Kyainge Tong is well known for its scenic beauty and colorful hill tribes, still untouched by tourism. You may have done a lot of traveling throughout the world Kyaing Tong will always be among the most enchanting places. Kyainge Tong is the capital of Eastern Shan State region and easily accessible by flight from either, Yangon, Mandalay or Heho or Tachileik. It is also one of the most scenic spots and the start of many interesting treks into the surrounding mountains. A place with a long history Kyaing Tong town proper is a unique blend of many cultures; Gon Shan, Myanmar and a little bit of Thai. This can be seen in the architecture of the buildings which shows traces of all. Also around Kyaing Tong are many ethnic villages; Palaungs, Eng, Akha, Lahu etc. These ethnic tribes had surprisingly preserved their ancient customs and traditions as well as their unique and colorful dresses up to now and many can be seen in the marketplace where they come to do their shopping every morning. Also another places of interest are a pleasant looking Naung Tong lake, monasteries in Shan style and traditional lacquer ware works.

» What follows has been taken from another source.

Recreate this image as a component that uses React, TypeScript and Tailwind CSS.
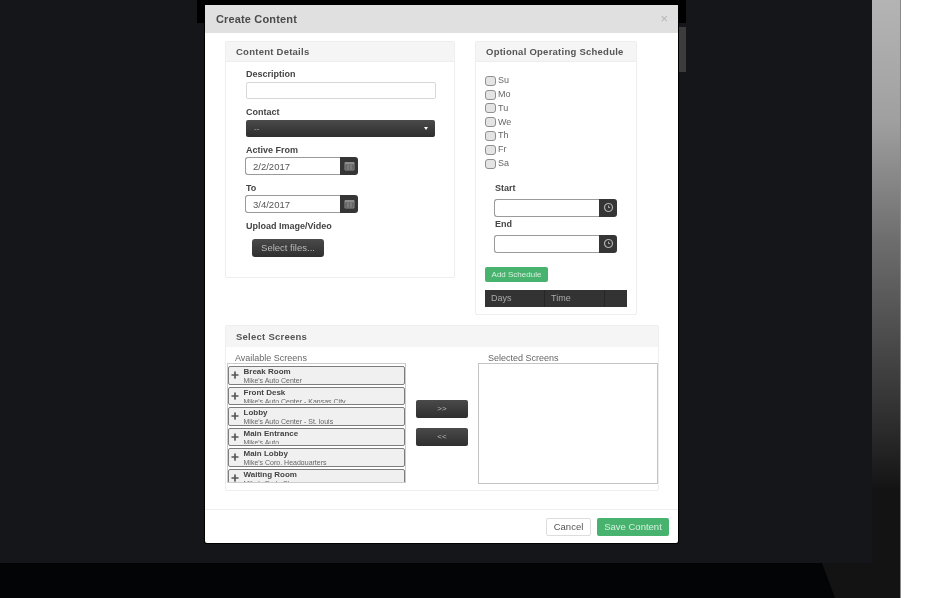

Tachileik is a border town to Thailand in the eastern Shan State. There is an airport and domestic flights to Tachileik are operated from/to Yangon, Mandalay and Kyaing Tong. By road Tachileik is connected with Kyaing Tong, which is located 106 km and approximately four hours driving time to the north. The tourist can across border from Tachileik to Mai Sai with special permit.
The most important tourist attraction is a large, gold-coloured pagoda, which, among other things, showcases the seven days of the week.